O ex-presidente do Supremo Carlos Ayres Britto, recorreu a uma expressão usada pelo próprio presidente Bolsonaro.
“Não perco a oportunidade pra dizer que é do meu agrado ouvir o presidente dizer que joga nas quatro linhas da Constituição. Acontece que nas quatro linhas da Constituição há dois protagonistas estatais por definição. São os que primeiro entram no campo pra jogar. Por essa ordem, o Legislativo e o Executivo. E o terceiro que entra em campo é como árbitro, como juiz dessa partida. E o juiz é o Poder Judiciário”, afirmou.
Segundo Ayres Britto, o Supremo Tribunal Federal tanto decide imperativamente — de forma singular ou monocrática — com um ministro decidindo sozinho; pela turma, em “decisão fracionária”; ou pelo plenário.
“Ora, quando essas decisões são tomadas, o que cabe ao Poder Executivo é respeitar”, disse.
“As regras do jogo são essas, elas estão na Constituição. Fugir, para usar de uma linguagem que o presidente vem usando , não é muito do meu agrado, mas eu vou usar dessa linguagem ‘enquadrar’. Em nenhum dispositivo da Constituição o presidente da República enquadra o Poder Judiciário. Menos ainda o ministro do Supremo, menos ainda o Supremo como um todo. Os ministros do Supremo e o Supremo como um todo é que podem enquadrar membros do poder executivo. Isso está na Constituição, isso faz parte das regras do jogo”, completou.
O ex-ministro do STF Celso de Mello concorda e entende que Bolsonaro atacou a independência do Judiciário com as ameaças.

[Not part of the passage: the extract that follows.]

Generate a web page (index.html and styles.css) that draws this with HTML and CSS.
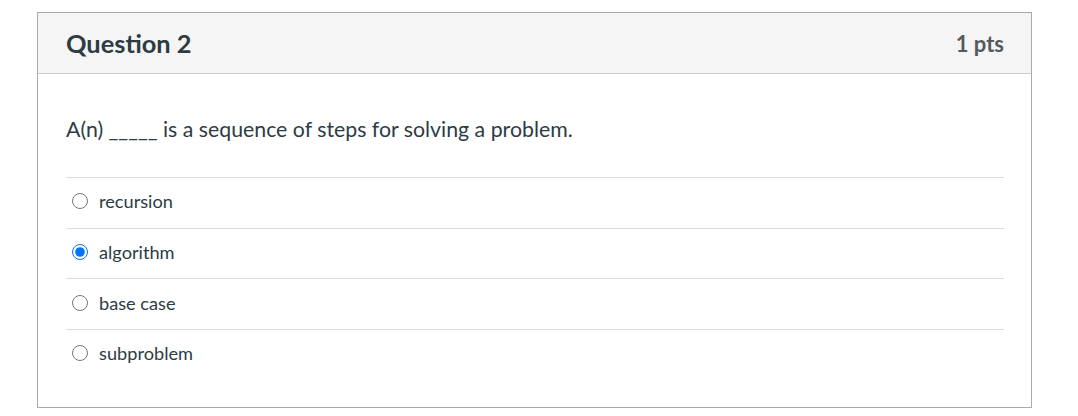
FILE: index.html
```html
<!DOCTYPE html>
<html>
<head>
<meta charset="utf-8">
<link rel="stylesheet" href="styles.css">
</head>
<body>
<div class="question">
  <div class="header">
    <span class="name">Question 2</span>
    <span class="points">1 pts</span>
  </div>
  <div class="content">
    <div class="text">A(n) _____ is a sequence of steps for solving a problem.</div>
    <div class="answers">
      <label class="answer"><input type="radio" name="q2"><span>recursion</span></label>
      <label class="answer"><input type="radio" name="q2" checked><span>algorithm</span></label>
      <label class="answer"><input type="radio" name="q2"><span>base case</span></label>
      <label class="answer"><input type="radio" name="q2"><span>subproblem</span></label>
    </div>
  </div>
</div>
</body>
</html>
```
FILE: styles.css
```css
html, body {
  margin: 0;
  padding: 0;
  background: #fff;
}
body {
  font-family: Lato, "Open Sans", sans-serif;
  color: #2d3b45;
  padding: 12px 0 0 37px;
}
.question {
  width: 993px;
  height: 394px;
  border: 1px solid #aaaaaa;
  box-sizing: content-box;
}
.header {
  height: 60px;
  background: #f5f5f5;
  border-bottom: 1px solid #c7cdd1;
  display: flex;
  align-items: center;
  justify-content: space-between;
  padding: 0 27px 0 28px;
}
.name {
  font-size: 25.4px;
  font-weight: 700;
  color: #2d3b45;
}
.points {
  font-size: 22px;
  font-weight: 700;
  color: #555a5e;
}
.content {
  padding: 0 27px 0 28px;
}
.text {
  font-size: 21.3px;
  line-height: 26px;
  padding-top: 42px;
  padding-bottom: 35px;
}
.answers {
  display: flex;
  flex-direction: column;
}
.answer {
  display: flex;
  align-items: center;
  gap: 11px;
  height: 50.67px;
  border-top: 1px solid #dddddd;
  font-size: 18.2px;
  padding-left: 6px;
  padding-bottom: 3px;
  box-sizing: border-box;
}
.answer input {
  width: 16px;
  height: 16px;
  margin: 0;
}
```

“Essa conduta de Bolsonaro revela a figura sombria de um governante que não se envergonha de desrespeitar e vilipendiar o sentido essencial das instituições da República. É preciso repelir, por isso mesmo, os ensaios autocráticos e os gestos e impulsos de subversão da institucionalidade praticados por aqueles que exercem o poder”, disse Celso de Mello.